** begin Extracted data **

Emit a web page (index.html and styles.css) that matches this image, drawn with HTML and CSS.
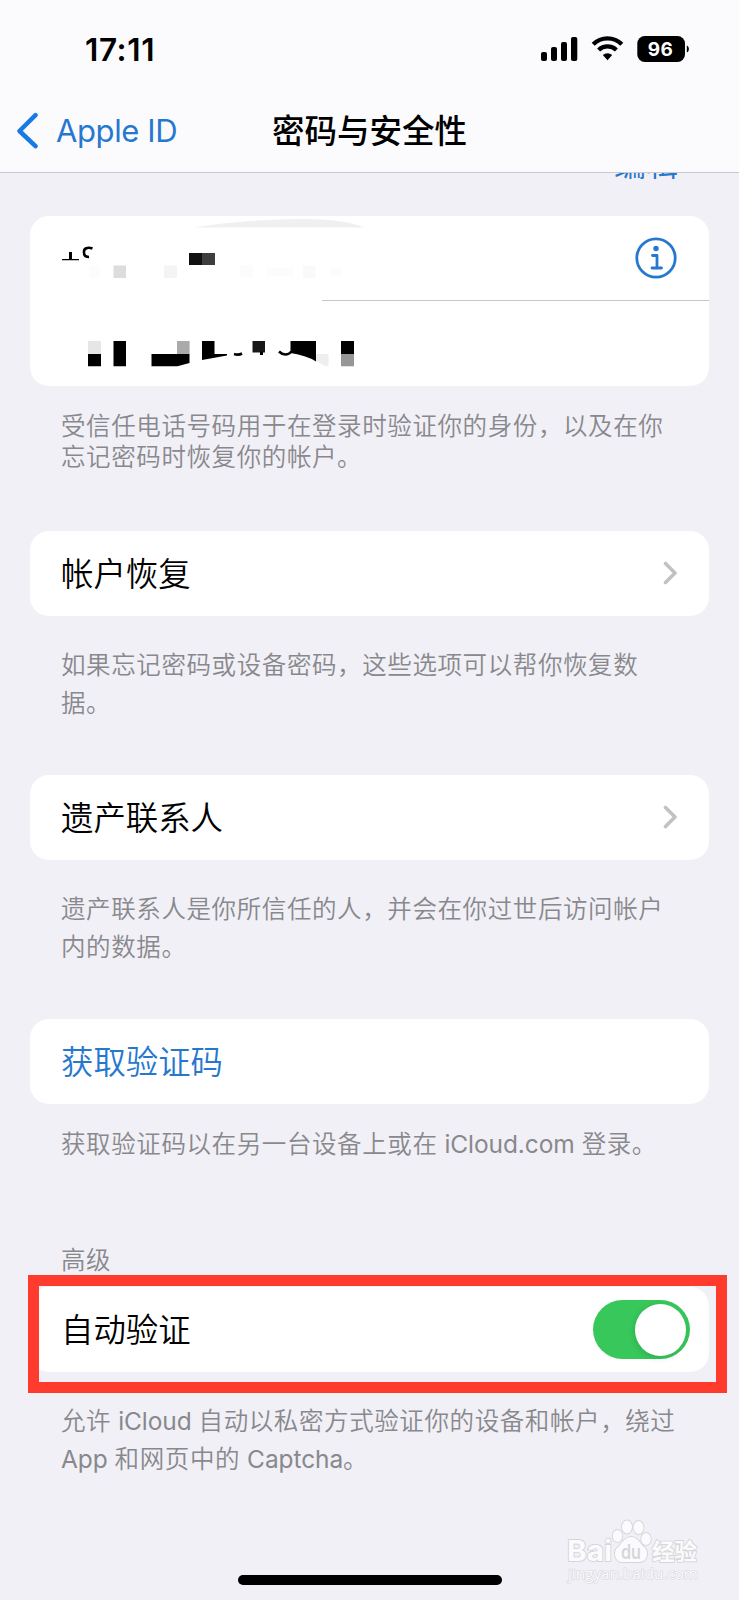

** end Extracted data **
** begin Extracted data **

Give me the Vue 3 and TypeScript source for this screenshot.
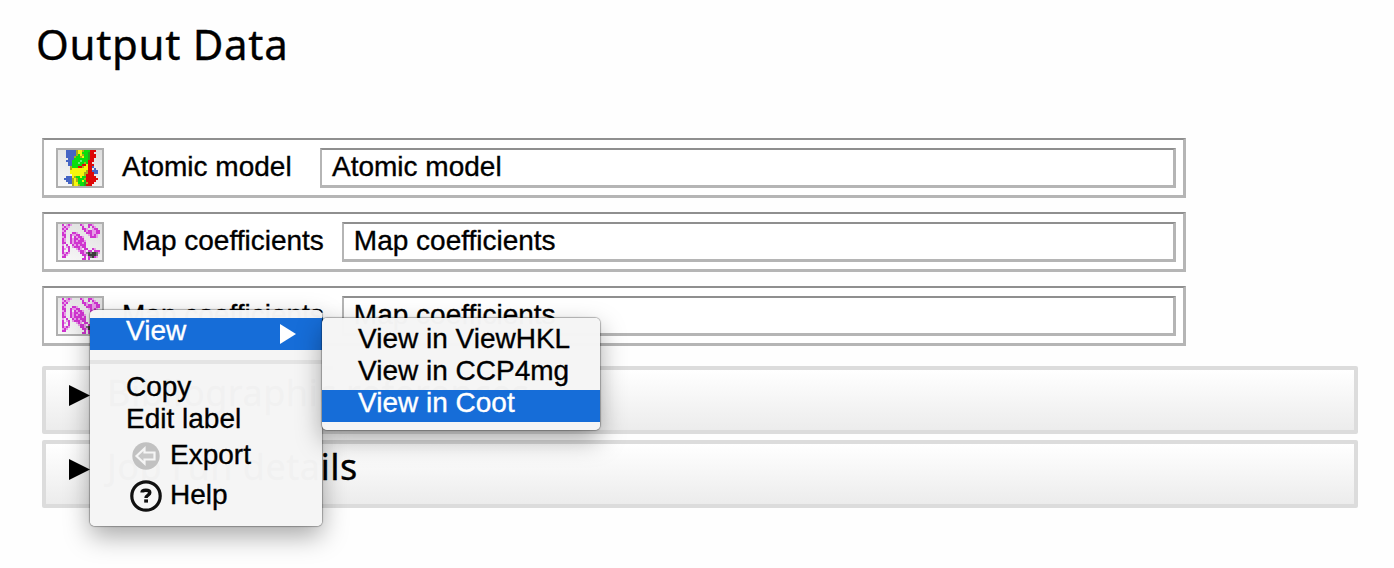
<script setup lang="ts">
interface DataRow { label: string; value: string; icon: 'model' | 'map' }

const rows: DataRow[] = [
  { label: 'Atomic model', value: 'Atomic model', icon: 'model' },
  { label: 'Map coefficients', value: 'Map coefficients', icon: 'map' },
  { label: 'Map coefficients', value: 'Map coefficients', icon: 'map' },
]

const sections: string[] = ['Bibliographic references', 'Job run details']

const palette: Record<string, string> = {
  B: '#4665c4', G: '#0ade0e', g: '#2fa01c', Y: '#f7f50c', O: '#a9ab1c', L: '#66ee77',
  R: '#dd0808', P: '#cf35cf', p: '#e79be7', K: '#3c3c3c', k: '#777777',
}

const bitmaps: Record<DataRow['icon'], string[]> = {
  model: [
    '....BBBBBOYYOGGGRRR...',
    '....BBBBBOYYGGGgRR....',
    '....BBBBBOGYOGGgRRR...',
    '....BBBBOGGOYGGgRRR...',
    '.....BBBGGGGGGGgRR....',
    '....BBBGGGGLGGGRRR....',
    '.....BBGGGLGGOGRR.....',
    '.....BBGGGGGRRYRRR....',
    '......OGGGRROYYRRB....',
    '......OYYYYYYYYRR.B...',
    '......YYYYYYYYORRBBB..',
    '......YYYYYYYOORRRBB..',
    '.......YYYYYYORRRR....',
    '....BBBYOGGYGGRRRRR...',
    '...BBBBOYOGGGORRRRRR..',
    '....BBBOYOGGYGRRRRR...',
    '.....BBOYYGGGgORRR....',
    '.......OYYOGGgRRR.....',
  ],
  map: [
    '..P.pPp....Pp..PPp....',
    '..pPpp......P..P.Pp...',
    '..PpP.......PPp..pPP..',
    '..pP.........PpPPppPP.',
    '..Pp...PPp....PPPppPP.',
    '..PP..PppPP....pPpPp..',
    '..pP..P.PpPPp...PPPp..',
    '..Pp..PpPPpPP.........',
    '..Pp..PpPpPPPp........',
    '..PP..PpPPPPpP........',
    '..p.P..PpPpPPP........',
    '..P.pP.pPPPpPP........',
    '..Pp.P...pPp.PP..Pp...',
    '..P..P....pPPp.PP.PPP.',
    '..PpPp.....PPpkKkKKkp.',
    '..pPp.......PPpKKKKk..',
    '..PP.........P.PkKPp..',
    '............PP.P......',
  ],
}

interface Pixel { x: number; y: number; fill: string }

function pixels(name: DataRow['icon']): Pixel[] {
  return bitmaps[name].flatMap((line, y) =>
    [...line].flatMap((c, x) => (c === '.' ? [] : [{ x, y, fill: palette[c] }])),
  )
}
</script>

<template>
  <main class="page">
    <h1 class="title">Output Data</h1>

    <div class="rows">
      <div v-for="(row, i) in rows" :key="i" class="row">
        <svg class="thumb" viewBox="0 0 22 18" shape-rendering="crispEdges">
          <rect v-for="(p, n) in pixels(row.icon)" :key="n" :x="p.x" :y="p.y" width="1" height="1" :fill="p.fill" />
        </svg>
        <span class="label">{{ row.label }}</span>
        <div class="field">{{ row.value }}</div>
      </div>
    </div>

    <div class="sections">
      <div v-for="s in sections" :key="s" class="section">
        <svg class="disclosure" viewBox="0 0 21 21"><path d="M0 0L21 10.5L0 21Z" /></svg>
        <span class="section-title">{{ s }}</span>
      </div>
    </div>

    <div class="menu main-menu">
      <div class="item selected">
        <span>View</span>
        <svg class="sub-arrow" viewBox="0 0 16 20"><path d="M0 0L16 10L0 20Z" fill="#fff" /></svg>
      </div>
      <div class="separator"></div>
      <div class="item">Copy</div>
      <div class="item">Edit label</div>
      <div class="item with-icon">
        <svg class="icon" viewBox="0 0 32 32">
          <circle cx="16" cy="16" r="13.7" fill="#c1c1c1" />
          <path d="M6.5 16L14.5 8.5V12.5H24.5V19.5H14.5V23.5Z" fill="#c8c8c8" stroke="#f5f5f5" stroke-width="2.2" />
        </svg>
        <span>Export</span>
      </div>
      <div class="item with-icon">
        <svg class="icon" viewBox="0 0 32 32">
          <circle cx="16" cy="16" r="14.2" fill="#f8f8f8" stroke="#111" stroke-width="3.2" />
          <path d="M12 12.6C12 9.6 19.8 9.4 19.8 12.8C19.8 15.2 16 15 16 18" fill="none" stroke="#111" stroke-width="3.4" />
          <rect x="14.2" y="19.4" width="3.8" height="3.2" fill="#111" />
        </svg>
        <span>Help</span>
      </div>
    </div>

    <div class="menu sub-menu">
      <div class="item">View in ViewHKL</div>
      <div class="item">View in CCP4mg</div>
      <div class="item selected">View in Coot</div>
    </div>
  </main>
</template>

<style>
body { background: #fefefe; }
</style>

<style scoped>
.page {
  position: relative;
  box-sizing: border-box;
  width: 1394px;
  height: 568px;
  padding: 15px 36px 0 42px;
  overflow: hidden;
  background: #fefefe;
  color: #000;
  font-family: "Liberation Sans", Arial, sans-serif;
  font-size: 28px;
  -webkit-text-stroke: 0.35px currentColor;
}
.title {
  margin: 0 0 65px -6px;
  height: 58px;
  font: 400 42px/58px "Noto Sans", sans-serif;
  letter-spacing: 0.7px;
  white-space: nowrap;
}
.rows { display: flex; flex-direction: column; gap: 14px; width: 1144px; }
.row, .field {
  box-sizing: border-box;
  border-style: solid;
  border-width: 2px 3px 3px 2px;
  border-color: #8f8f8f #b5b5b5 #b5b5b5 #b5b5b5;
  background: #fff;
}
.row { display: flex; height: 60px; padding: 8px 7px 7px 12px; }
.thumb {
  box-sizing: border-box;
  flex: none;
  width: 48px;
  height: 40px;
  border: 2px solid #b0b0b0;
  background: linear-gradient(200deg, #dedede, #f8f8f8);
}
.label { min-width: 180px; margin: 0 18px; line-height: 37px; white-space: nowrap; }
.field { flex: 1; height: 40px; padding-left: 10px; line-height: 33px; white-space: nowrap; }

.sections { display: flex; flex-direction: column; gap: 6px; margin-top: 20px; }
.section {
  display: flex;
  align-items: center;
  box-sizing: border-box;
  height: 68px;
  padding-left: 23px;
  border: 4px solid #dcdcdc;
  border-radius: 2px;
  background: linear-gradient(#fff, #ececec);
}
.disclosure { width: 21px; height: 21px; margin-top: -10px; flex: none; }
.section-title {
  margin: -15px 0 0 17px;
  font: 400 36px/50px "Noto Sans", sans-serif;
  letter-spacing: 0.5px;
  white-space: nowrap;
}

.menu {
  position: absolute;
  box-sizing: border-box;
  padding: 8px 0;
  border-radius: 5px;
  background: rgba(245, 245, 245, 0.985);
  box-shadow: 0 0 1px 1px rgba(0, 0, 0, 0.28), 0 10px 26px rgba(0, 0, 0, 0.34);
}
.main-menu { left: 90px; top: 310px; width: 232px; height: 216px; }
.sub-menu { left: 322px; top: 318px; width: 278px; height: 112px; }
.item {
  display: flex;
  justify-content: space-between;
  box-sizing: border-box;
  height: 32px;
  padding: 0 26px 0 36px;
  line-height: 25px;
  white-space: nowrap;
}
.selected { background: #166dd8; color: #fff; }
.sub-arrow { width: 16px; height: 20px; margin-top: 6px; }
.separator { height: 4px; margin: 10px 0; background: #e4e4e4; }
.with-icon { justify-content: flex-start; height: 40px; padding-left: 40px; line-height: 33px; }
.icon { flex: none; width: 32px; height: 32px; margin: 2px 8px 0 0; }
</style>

** end Extracted data **
** begin Extracted data **

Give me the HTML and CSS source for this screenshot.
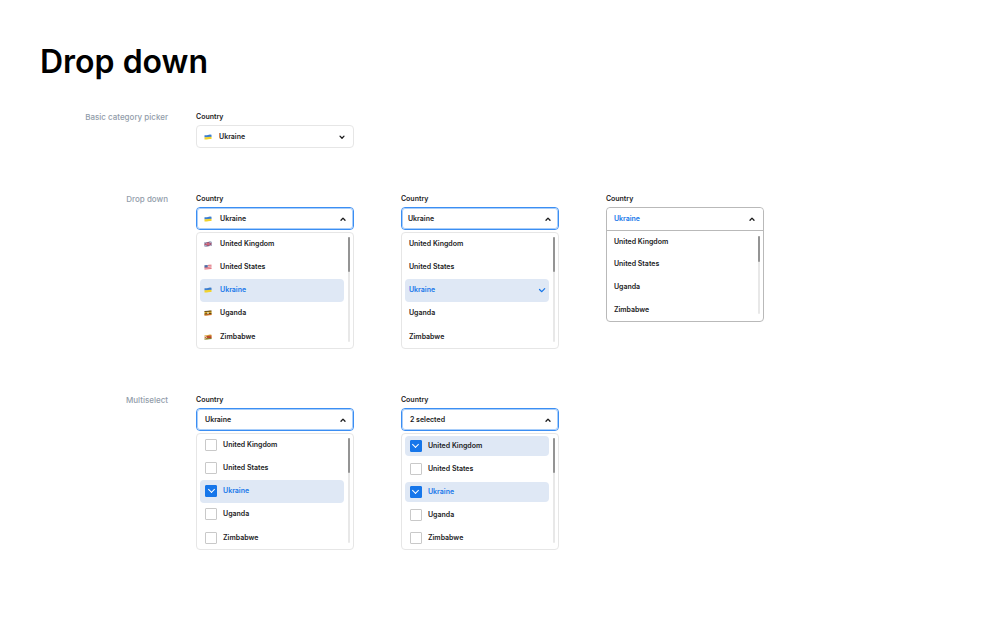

** end Extracted data **

Your task: Repeat the lines above exactly, beginning with the one containing "Give me the Vue" and finishing with the one containing "string; value: string;". No pictures belong in the copy.

Exercise solution:
Give me the Vue 3 and TypeScript source for this screenshot.
<script setup lang="ts">
interface DataRow { label: string; value: string; icon: 'model' | 'map' }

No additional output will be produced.